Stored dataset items

|---|

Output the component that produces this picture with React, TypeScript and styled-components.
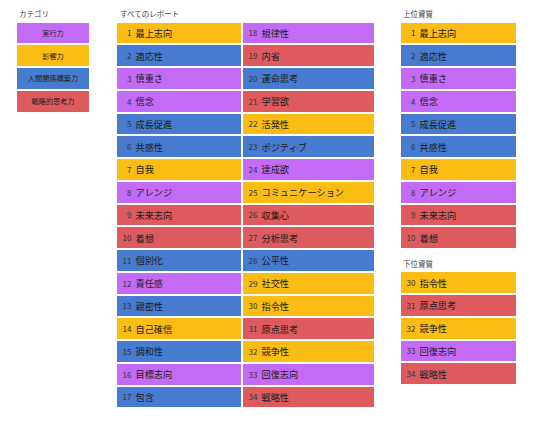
import styled, { createGlobalStyle } from 'styled-components';

type Category = 'exec' | 'influence' | 'relation' | 'strategy';

interface Strength {
  rank: number;
  name: string;
  cat: Category;
}

const COLORS: Record<Category, string> = {
  exec: '#c36bf6',
  influence: '#fbbc14',
  relation: '#467bcf',
  strategy: '#dd5b5f',
};

const CATEGORIES: { label: string; cat: Category }[] = [
  { label: '実行力', cat: 'exec' },
  { label: '影響力', cat: 'influence' },
  { label: '人間関係構築力', cat: 'relation' },
  { label: '戦略的思考力', cat: 'strategy' },
];

const STRENGTHS: Strength[] = [
  { rank: 1, name: '最上志向', cat: 'influence' },
  { rank: 2, name: '適応性', cat: 'relation' },
  { rank: 3, name: '慎重さ', cat: 'exec' },
  { rank: 4, name: '信念', cat: 'exec' },
  { rank: 5, name: '成長促進', cat: 'relation' },
  { rank: 6, name: '共感性', cat: 'relation' },
  { rank: 7, name: '自我', cat: 'influence' },
  { rank: 8, name: 'アレンジ', cat: 'exec' },
  { rank: 9, name: '未来志向', cat: 'strategy' },
  { rank: 10, name: '着想', cat: 'strategy' },
  { rank: 11, name: '個別化', cat: 'relation' },
  { rank: 12, name: '責任感', cat: 'exec' },
  { rank: 13, name: '親密性', cat: 'relation' },
  { rank: 14, name: '自己確信', cat: 'influence' },
  { rank: 15, name: '調和性', cat: 'relation' },
  { rank: 16, name: '目標志向', cat: 'exec' },
  { rank: 17, name: '包含', cat: 'relation' },
  { rank: 18, name: '規律性', cat: 'exec' },
  { rank: 19, name: '内省', cat: 'strategy' },
  { rank: 20, name: '運命思考', cat: 'relation' },
  { rank: 21, name: '学習欲', cat: 'strategy' },
  { rank: 22, name: '活発性', cat: 'influence' },
  { rank: 23, name: 'ポジティブ', cat: 'relation' },
  { rank: 24, name: '達成欲', cat: 'exec' },
  { rank: 25, name: 'コミュニケーション', cat: 'influence' },
  { rank: 26, name: '収集心', cat: 'strategy' },
  { rank: 27, name: '分析思考', cat: 'strategy' },
  { rank: 28, name: '公平性', cat: 'relation' },
  { rank: 29, name: '社交性', cat: 'influence' },
  { rank: 30, name: '指令性', cat: 'influence' },
  { rank: 31, name: '原点思考', cat: 'strategy' },
  { rank: 32, name: '競争性', cat: 'influence' },
  { rank: 33, name: '回復志向', cat: 'exec' },
  { rank: 34, name: '戦略性', cat: 'strategy' },
];

function StrengthItem({ s }: { s: Strength }) {
  return (
    <Item $cat={s.cat}>
      <Rank>{s.rank}</Rank>
      <Name>{s.name}</Name>
    </Item>
  );
}

export default function App() {
  return (
    <>
      <GlobalStyle />
      <Page>
        <Section $width={72} $gap={28}>
          <Title $indent={2}>カテゴリ</Title>
          <List>
            {CATEGORIES.map((c) => (
              <CategoryBox key={c.cat} $cat={c.cat}>
                {c.label}
              </CategoryBox>
            ))}
          </List>
        </Section>

        <Section $width={257} $gap={27}>
          <Title $indent={3}>すべてのレポート</Title>
          <AllGrid>
            {STRENGTHS.map((s) => (
              <StrengthItem key={s.rank} s={s} />
            ))}
          </AllGrid>
        </Section>

        <Section $width={115} $gap={0}>
          <Title $indent={2}>上位資質</Title>
          <List>
            {STRENGTHS.slice(0, 10).map((s) => (
              <StrengthItem key={s.rank} s={s} />
            ))}
          </List>
          <Spacer />
          <Title $indent={2}>下位資質</Title>
          <List>
            {STRENGTHS.slice(29).map((s) => (
              <StrengthItem key={s.rank} s={s} />
            ))}
          </List>
        </Section>
      </Page>
    </>
  );
}

const GlobalStyle = createGlobalStyle`
  *, *::before, *::after {
    box-sizing: border-box;
  }
  body {
    margin: 0;
    background: #ffffff;
    font-family: "Noto Sans CJK JP", "Noto Sans", sans-serif;
    color: #222;
  }
`;

const Page = styled.div`
  display: flex;
  align-items: flex-start;
  padding-left: 17px;
`;

const Section = styled.div<{ $width: number; $gap: number }>`
  flex: 0 0 ${(p) => p.$width}px;
  width: ${(p) => p.$width}px;
  display: flex;
  flex-direction: column;
  margin-right: ${(p) => p.$gap}px;
`;

const Title = styled.div<{ $indent: number }>`
  padding: 8px 0 0 ${(p) => p.$indent}px;
  height: 22.5px;
  line-height: 12px;
  font-size: 7.5px;
  color: #444;
  white-space: nowrap;
`;

const List = styled.div`
  display: flex;
  flex-direction: column;
  gap: 2px;
`;

const Spacer = styled.div`
  height: 1.8px;
`;

const AllGrid = styled.div`
  display: grid;
  grid-template-columns: 124px 131px;
  grid-template-rows: repeat(17, 20.75px);
  grid-auto-flow: column;
  gap: 2px;
`;

const CategoryBox = styled.div<{ $cat: Category }>`
  height: 20.75px;
  background: ${(p) => COLORS[p.$cat]};
  display: flex;
  align-items: center;
  justify-content: center;
  font-size: 7.2px;
  color: #222;
  white-space: nowrap;
`;

const Item = styled.div<{ $cat: Category }>`
  height: 20.75px;
  background: ${(p) => COLORS[p.$cat]};
  display: flex;
  align-items: center;
  padding-left: 4px;
  white-space: nowrap;
`;

const Rank = styled.span`
  flex: 0 0 10.5px;
  text-align: right;
  font-size: 8px;
  color: #333;
  margin-right: 4px;
`;

const Name = styled.span`
  font-size: 9.2px;
  color: #1a1a1a;
`;
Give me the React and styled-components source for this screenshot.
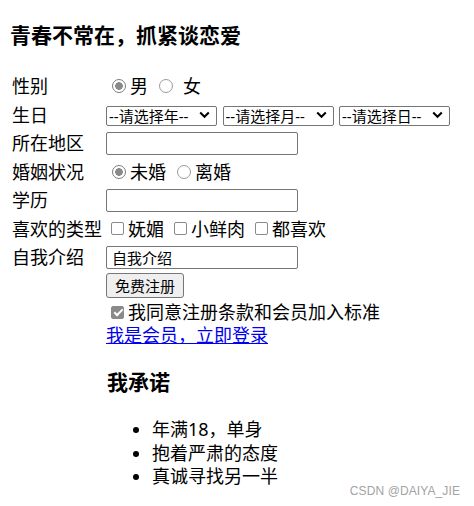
import styled, { createGlobalStyle } from 'styled-components';

const GlobalStyle = createGlobalStyle`
  html, body {
    margin: 0;
    padding: 0;
    background: #fff;
  }
  body {
    font-family: "Noto Sans", "Noto Sans CJK SC", sans-serif;
    color: #000;
  }
`;

const Page = styled.div`
  position: relative;
  width: 474px;
  height: 506px;
  padding: 0 0 0 9px;
  box-sizing: border-box;
  overflow: hidden;
`;

const Title = styled.h3`
  margin: 21px 0 0 1px;
  font-size: 21px;
  line-height: 28px;
  font-weight: 700;
`;

const Form = styled.form`
  margin: 23px 0 0 3px;
`;

const Row = styled.div`
  display: grid;
  grid-template-columns: 94px 1fr;
  align-items: center;
  height: ${({ $h }) => $h || 28.5}px;
`;

const Label = styled.span`
  font-size: 18px;
  line-height: 24px;
  white-space: nowrap;
`;

const Field = styled.div`
  display: flex;
  align-items: center;
  gap: ${({ $gap }) => $gap ?? 0}px;
  grid-column: 2;
`;

const Choice = styled.label`
  display: inline-flex;
  align-items: center;
  font-size: 18px;
  line-height: 24px;
  margin-right: 5px;
`;

const ChoiceText = styled.span`
  padding-left: ${({ $pad }) => $pad || 0}px;
`;

const Radio = styled.input.attrs({ type: 'radio' })`
  appearance: none;
  box-sizing: border-box;
  width: 14px;
  height: 14px;
  margin: 0 4px 0 6px;
  border: 1px solid #9a9a9a;
  border-radius: 50%;
  background: #fff;

  &:checked {
    border-color: #7d7d7d;
    background: radial-gradient(circle, #8a8a8a 0 3.6px, #fff 4px);
  }
`;

const Check = styled.input.attrs({ type: 'checkbox' })`
  appearance: none;
  box-sizing: border-box;
  width: 13px;
  height: 13px;
  margin: 0 4px 0 5px;
  border: 1px solid #8a8a8a;
  border-radius: 2px;
  background: #fff;
  position: relative;

  &:checked {
    background: #8a8a8a;
    border-color: #8a8a8a;
  }

  &:checked::after {
    content: '';
    position: absolute;
    left: 3.5px;
    top: 0.5px;
    width: 3px;
    height: 7px;
    border: solid #fff;
    border-width: 0 2px 2px 0;
    transform: rotate(45deg);
  }
`;

const TextInput = styled.input`
  box-sizing: border-box;
  width: 192px;
  height: 23px;
  padding: 1px 5px;
  border: 1px solid #767676;
  border-radius: 2px;
  font: 15px "Noto Sans", "Noto Sans CJK SC", sans-serif;
  color: #000;
  background: #fff;
`;

const SelectBox = styled.div`
  position: relative;
  width: 111px;
  height: 20px;

  svg {
    position: absolute;
    right: 7px;
    top: 6px;
    pointer-events: none;
  }
`;

const Select = styled.select`
  appearance: none;
  box-sizing: border-box;
  width: 100%;
  height: 100%;
  padding: 0 20px 0 2px;
  border: 1px solid #767676;
  border-radius: 2px;
  background: #fff;
  color: #000;
  font: 15px/18px "Noto Sans", "Noto Sans CJK SC", sans-serif;
`;

const Button = styled.button`
  box-sizing: border-box;
  width: 78px;
  height: 25px;
  padding: 0;
  border: 1px solid #767676;
  border-radius: 3px;
  background: #efefef;
  color: #000;
  font: 15px/20px "Noto Sans", "Noto Sans CJK SC", sans-serif;
`;

const Link = styled.a`
  font-size: 18px;
  line-height: 22px;
  color: #0000ee;
  text-decoration: underline;
`;

const Promise = styled.div`
  margin-left: 98px;
`;

const SubTitle = styled.h3`
  margin: 22px 0 0;
  font-size: 21px;
  line-height: 28px;
  font-weight: 700;
`;

const List = styled.ul`
  margin: 22px 0 0;
  padding-left: 45px;
  font-size: 18px;
  line-height: 23.5px;
`;

const Watermark = styled.div`
  position: absolute;
  right: 14px;
  top: 482px;
  font: 12px/18px "Liberation Sans", Arial, sans-serif;
  color: #a3a3a3;
  letter-spacing: 0.1px;
`;

const Chevron = () => (
  <svg width="11" height="8" viewBox="0 0 11 8">
    <path d="M1.2 1.5 L5.5 5.8 L9.8 1.5" fill="none" stroke="#000" strokeWidth="2" />
  </svg>
);

const DateSelect = ({ text }) => (
  <SelectBox>
    <Select defaultValue="">
      <option value="">{text}</option>
    </Select>
    <Chevron />
  </SelectBox>
);

const App = () => {
  return (
    <>
      <GlobalStyle />
      <Page>
        <Title>青春不常在，抓紧谈恋爱</Title>
        <Form onSubmit={(e) => e.preventDefault()}>
          <Row>
            <Label>性别</Label>
            <Field>
              <Choice>
                <Radio name="sex" defaultChecked />
                <ChoiceText>男</ChoiceText>
              </Choice>
              <Choice>
                <Radio name="sex" />
                <ChoiceText $pad={6}>女</ChoiceText>
              </Choice>
            </Field>
          </Row>
          <Row>
            <Label>生日</Label>
            <Field $gap={5.5}>
              <DateSelect text="--请选择年--" />
              <DateSelect text="--请选择月--" />
              <DateSelect text="--请选择日--" />
            </Field>
          </Row>
          <Row>
            <Label>所在地区</Label>
            <Field>
              <TextInput type="text" />
            </Field>
          </Row>
          <Row>
            <Label>婚姻状况</Label>
            <Field>
              <Choice>
                <Radio name="marry" defaultChecked />
                <ChoiceText>未婚</ChoiceText>
              </Choice>
              <Choice>
                <Radio name="marry" />
                <ChoiceText>离婚</ChoiceText>
              </Choice>
            </Field>
          </Row>
          <Row>
            <Label>学历</Label>
            <Field>
              <TextInput type="text" />
            </Field>
          </Row>
          <Row>
            <Label>喜欢的类型</Label>
            <Field>
              <Choice>
                <Check />
                <ChoiceText>妩媚</ChoiceText>
              </Choice>
              <Choice>
                <Check />
                <ChoiceText>小鲜肉</ChoiceText>
              </Choice>
              <Choice>
                <Check />
                <ChoiceText>都喜欢</ChoiceText>
              </Choice>
            </Field>
          </Row>
          <Row>
            <Label>自我介绍</Label>
            <Field>
              <TextInput type="text" defaultValue="自我介绍" />
            </Field>
          </Row>
          <Row>
            <Field>
              <Button type="submit">免费注册</Button>
            </Field>
          </Row>
          <Row $h={24}>
            <Field>
              <Choice>
                <Check defaultChecked />
                <ChoiceText>我同意注册条款和会员加入标准</ChoiceText>
              </Choice>
            </Field>
          </Row>
          <Row $h={22}>
            <Field>
              <Link href="#">我是会员，立即登录</Link>
            </Field>
          </Row>
        </Form>
        <Promise>
          <SubTitle>我承诺</SubTitle>
          <List>
            <li>年满18，单身</li>
            <li>抱着严肃的态度</li>
            <li>真诚寻找另一半</li>
          </List>
        </Promise>
        <Watermark>CSDN @DAIYA_JIE</Watermark>
      </Page>
    </>
  );
};

export default App;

|---|

▶ Goal of the exercise
Report the number of lines above containing the word "this", with no other text.

▶ Solved problem
2